The Most Beautiful by Emily Hauser
I only just found out about this the day before it published and I can’t believe it took me so long to clock it, because it’s RIGHT up my street – a new retelling of the Trojan War, but this time from the perspective of women in the story. Now I’ll be the first to admit – there’s no end of re-imaginings of the Iliad knocking about (just off the top of my head – Troy by Adele Geras, which looked at sisters living inside the palace of Troy during the war; The Troy Trilogy by David and Stella Gemmell, and The Song of Achilles by Madeline Miller, which was about the fabled love story of Achilles and Patroclus). But there are so many retellings because it’s such a fantastic story – a Trojan prince carries off the wife of a King of Greece, refuses to give her back and so begins a war that lasted a decade and ended the age of heroes, and I’m not tired of them yet.


Hidden Bodies by Caroline Kepnes
This was an entirely unexpected sequel, which makes it all the more appealing to me - I thought we were finished with Joe, the anti-hero of 2014's You. Joe  has decided to leave New York after all the, hmm-how-shall-I-put-it, unpleasantness with Beck, and has moved to LA after falling madly, obsessively in love with a new woman. But has Joe met his match in the anti-Beck? I’m hoping – I’m certain – that we won’t get a rehash of You, but I am definitely intrigued to see just what happened to Joe after the events of You, and if he really got away with it all. Incidentally, if you haven’t read You yet, get on it immediately – it was one of my favourites of 2014, and there are few books out there that will unnerve you as much, or make you more paranoid about Twitter.


And finally...
The Fate of the Tearling by Erika Johansen (Publishing November 2016)
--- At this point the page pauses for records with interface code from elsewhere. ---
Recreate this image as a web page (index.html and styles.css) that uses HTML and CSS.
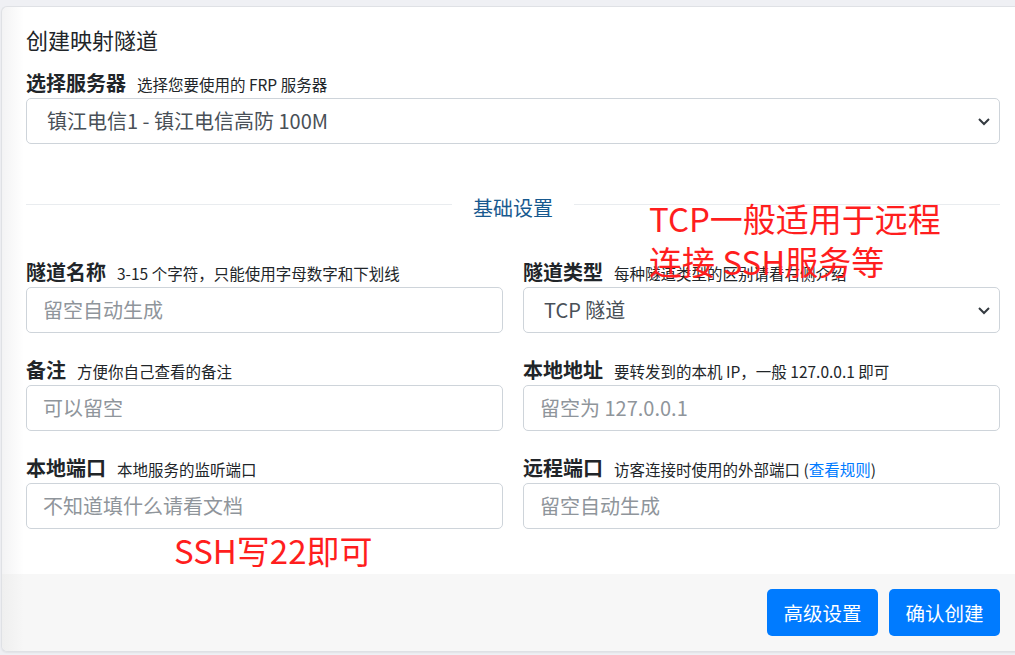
FILE: index.html
```html
<!DOCTYPE html>
<html lang="zh">
<head>
<meta charset="utf-8">
<title>创建映射隧道</title>
<link rel="stylesheet" href="styles.css">
</head>
<body>
<div class="card">
  <div class="card-body">
    <h5 class="card-title">创建映射隧道</h5>
    <div class="field">
      <label class="label"><b>选择服务器</b><small>选择您要使用的 FRP 服务器</small></label>
      <div class="select">
        <span>镇江电信1 - 镇江电信高防 100M</span>
        <svg class="chev" width="14" height="10" viewBox="0 0 14 10"><polyline points="2,3 7,8 12,3" fill="none" stroke="#343a40" stroke-width="2"/></svg>
      </div>
    </div>
    <div class="divider"><span class="line"></span><span class="divider-text">基础设置</span><span class="line"></span></div>
    <div class="grid">
      <div class="field">
        <label class="label"><b>隧道名称</b><small>3-15 个字符，只能使用字母数字和下划线</small></label>
        <div class="input placeholder">留空自动生成</div>
      </div>
      <div class="field">
        <label class="label"><b>隧道类型</b><small>每种隧道类型的区别请看右侧介绍</small></label>
        <div class="select">
          <span>TCP 隧道</span>
          <svg class="chev" width="14" height="10" viewBox="0 0 14 10"><polyline points="2,3 7,8 12,3" fill="none" stroke="#343a40" stroke-width="2"/></svg>
        </div>
      </div>
      <div class="field">
        <label class="label"><b>备注</b><small>方便你自己查看的备注</small></label>
        <div class="input placeholder">可以留空</div>
      </div>
      <div class="field">
        <label class="label"><b>本地地址</b><small>要转发到的本机 IP，一般 127.0.0.1 即可</small></label>
        <div class="input placeholder">留空为 127.0.0.1</div>
      </div>
      <div class="field">
        <label class="label"><b>本地端口</b><small>本地服务的监听端口</small></label>
        <div class="input placeholder">不知道填什么请看文档</div>
      </div>
      <div class="field">
        <label class="label"><b>远程端口</b><small>访客连接时使用的外部端口 (<a class="link">查看规则</a>)</small></label>
        <div class="input placeholder">留空自动生成</div>
      </div>
    </div>
  </div>
  <div class="card-footer">
    <button class="btn">高级设置</button>
    <button class="btn">确认创建</button>
  </div>
  <div class="note note-tcp">TCP一般适用于远程<br>连接 SSH服务等</div>
  <div class="note note-ssh">SSH写22即可</div>
</div>
</body>
</html>
```

FILE: styles.css
```css
html, body {
  margin: 0;
  padding: 0;
  overflow: hidden;
  height: 655px;
}
body {
  background: #eff0f4;
  font-family: "Noto Sans CJK SC", "Noto Sans", sans-serif;
  color: #212529;
}
.card {
  position: relative;
  margin: 6px 0 0 1px;
  width: 1022px;
  border: 1px solid #dfe1e5;
  border-right: none;
  border-radius: 6px 0 0 6px;
  background: linear-gradient(90deg, #f3f3f4 0, #ffffff 22px);
  box-shadow: 0 1px 2px rgba(0,0,0,0.06);
}
.card-body {
  padding: 19px 24px 20px 24px;
}
.card-title {
  margin: 0 0 19px 0;
  font-size: 22px;
  line-height: 26px;
  font-weight: 400;
}
.field {
  display: flex;
  flex-direction: column;
}
.label {
  display: flex;
  align-items: baseline;
  gap: 11px;
  height: 24px;
  margin-bottom: 3px;
  line-height: 24px;
  white-space: nowrap;
  overflow: visible;
}
.label b {
  font-size: 20px;
  line-height: 24px;
  font-weight: 700;
}
.label small {
  font-size: 15.5px;
  line-height: 24px;
  color: #212529;
}
.link {
  color: #007bff;
}
.select, .input {
  box-sizing: border-box;
  height: 46px;
  border: 1px solid #ced4da;
  border-radius: 5px;
  background: #fff;
  display: flex;
  align-items: center;
  font-size: 20px;
  line-height: 24px;
}
.select {
  justify-content: space-between;
  padding: 0 8px 0 20px;
  color: #495057;
}
.input {
  padding: 0 16px;
}
.placeholder {
  color: #8f959b;
}
.chev {
  flex: none;
}
.divider {
  display: flex;
  align-items: flex-start;
  margin: 51px 0 39px 0;
}
.line {
  flex: 1;
  height: 1px;
  margin-top: 9px;
  background: #e9ecef;
}
.divider-text {
  padding: 0 21px;
  font-size: 20px;
  line-height: 26px;
  color: #17598f;
}
.grid {
  display: grid;
  grid-template-columns: 1fr 1fr;
  column-gap: 20px;
  row-gap: 25px;
}
.card-footer {
  display: flex;
  justify-content: flex-end;
  gap: 11px;
  padding: 15px 24px 15px 24px;
  margin-top: 25px;
  background: linear-gradient(90deg, #efefef 0, #f7f7f7 22px);
  border-radius: 0 0 0 6px;
}
.btn {
  box-sizing: border-box;
  width: 111px;
  height: 47px;
  border: none;
  border-radius: 5px;
  background: #007bff;
  color: #fff;
  font-family: "Noto Sans CJK SC", sans-serif;
  font-size: 19.5px;
  padding: 0;
}
.note {
  position: absolute;
  color: #ff1e1e;
  font-family: "Noto Sans CJK SC", sans-serif;
  font-size: 33px;
  line-height: 43px;
  white-space: nowrap;
}
.note-tcp {
  left: 647px;
  top: 190px;
}
.note-ssh {
  left: 172px;
  top: 522px;
}
```
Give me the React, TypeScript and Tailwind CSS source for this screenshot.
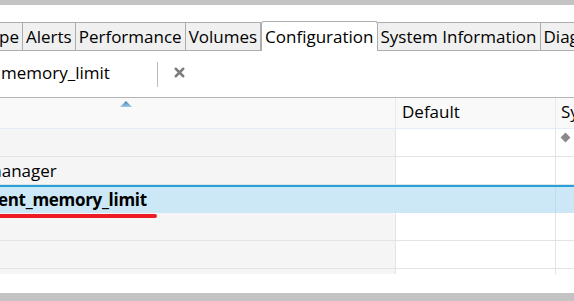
import { X } from 'lucide-react'

const tabs = ['Alerts', 'Performance', 'Volumes', 'Configuration', 'System Information', 'Diagnostics']

const font = { fontFamily: '"Segoe UI", "Open Sans", "Noto Sans", sans-serif' }

function Tab({ label, active }: { label: string; active?: boolean }) {
  return (
    <div
      className={
        active
          ? 'flex h-[30px] shrink-0 items-center rounded-t-[3px] border border-b-0 border-[#adadad] bg-white px-[3px]'
          : 'flex h-[29px] shrink-0 items-center border border-l-0 border-[#adadad] bg-[#f0f0f0] px-[3px]'
      }
    >
      {label}
    </div>
  )
}

export default function App() {
  const rows = [
    { text: '', sel: false },
    { text: 'manager', sel: false },
    { text: 'ent_memory_limit', sel: true },
    { text: '', sel: false },
    { text: '', sel: false },
  ]
  return (
    <div className="relative h-[301px] w-[574px] overflow-hidden bg-white text-[17px] text-black" style={font}>
      <div className="h-[5px] bg-[#c3c3c3]" />
      <div className="h-[16px]" />
      {/* tabs */}
      <div className="flex h-[30px] items-end leading-none">
        <div className="flex h-[29px] w-[23px] shrink-0 items-center justify-end border border-l-0 border-[#adadad] bg-[#f0f0f0] pr-[3px]">
          pe
        </div>
        {tabs.map((t) => (
          <Tab key={t} label={t} active={t === 'Configuration'} />
        ))}
      </div>
      {/* filter bar */}
      <div className="flex h-[47px] items-center border-b border-[#b4b4b4]">
        <div className="w-[157px] shrink-0 pl-[1px] pb-[2px]">memory_limit</div>
        <div className="h-[25px] w-px bg-[#b6bcc3]" />
        <X className="ml-[14px] mb-[3px] text-[#7d7d7d]" size={15} strokeWidth={4} />
      </div>
      {/* table */}
      <div className="flex h-[31px] border-b border-[#e6ecf5] bg-[#f9f9f9]">
        <div className="relative w-[396px] shrink-0 border-r border-[#e6ecf5]">
          <svg className="absolute left-[120px] top-[3px]" width="12" height="6" viewBox="0 0 12 6">
            <defs>
              <linearGradient id="g" x1="0" y1="0" x2="0" y2="1">
                <stop offset="0" stopColor="#3c7fb1" />
                <stop offset="1" stopColor="#9fcbe8" />
              </linearGradient>
            </defs>
            <path d="M6 0 L12 6 L0 6 Z" fill="url(#g)" />
          </svg>
        </div>
        <div className="flex w-[160px] shrink-0 items-end border-r border-[#e6ecf5] pb-[4px] pl-[6px]">Default</div>
        <div className="flex flex-1 items-end overflow-hidden whitespace-nowrap pb-[4px] pl-[5px]">System</div>
      </div>
      {rows.map((r, i) => (
        <div
          key={i}
          className={
            r.sel
              ? 'flex h-[28px] border-t-2 border-[#26a0da] bg-[#cce8f6] font-bold tracking-[-0.3px]'
              : 'flex h-[28px] border-b border-[#e3e3e3]'
          }
        >
          <div
            className={
              r.sel
                ? 'flex w-[396px] shrink-0 items-center overflow-hidden'
                : 'flex w-[396px] shrink-0 items-center overflow-hidden border-r border-[#e3e3e3] bg-[#f5f5f5]'
            }
          >
            <span className={r.text === 'manager' ? '-ml-[14px] whitespace-nowrap' : '-ml-[2px] whitespace-nowrap'}>
              {r.text}
            </span>
          </div>
          <div className={r.sel ? 'w-[160px] shrink-0 border-r border-[#bfdcec]' : 'w-[160px] shrink-0 border-r border-[#e3e3e3]'} />
          <div className="relative flex-1">
            {i === 0 && <div className="absolute left-[6px] top-[5px] h-[7px] w-[7px] rotate-45 bg-[#8a8a8a]" />}
          </div>
        </div>
      ))}
      <div className="flex h-[5px]">
        <div className="w-[396px] shrink-0 border-r border-[#e3e3e3] bg-[#f5f5f5]" />
        <div className="w-[160px] shrink-0 border-r border-[#e3e3e3]" />
      </div>
      <div className="absolute left-0 top-[214px] h-[4px] w-[157px] rounded-r-full bg-[#ed1c24]" />
      <div className="absolute bottom-0 left-0 h-[8px] w-full bg-[#c3c3c3]" />
    </div>
  )
}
Anyone who reads this blog regularly (hi guys *waves*) will already have noticed I am a BIG fan of the Tearling series, and I am – quite frankly – devastated that I have to wait until November before the concluding volume comes out. The blurb on the early pre-order pages isn’t giving much away, and the cover hasn't been revealed yet - not that the covers of the first two books reveal much as it is - but from the sounds of it, the action will pick up where The Invasion of the Tearling left off, which means that the Mace – Queen Kelsea’s right-hand man – is going to have a lot of work to do.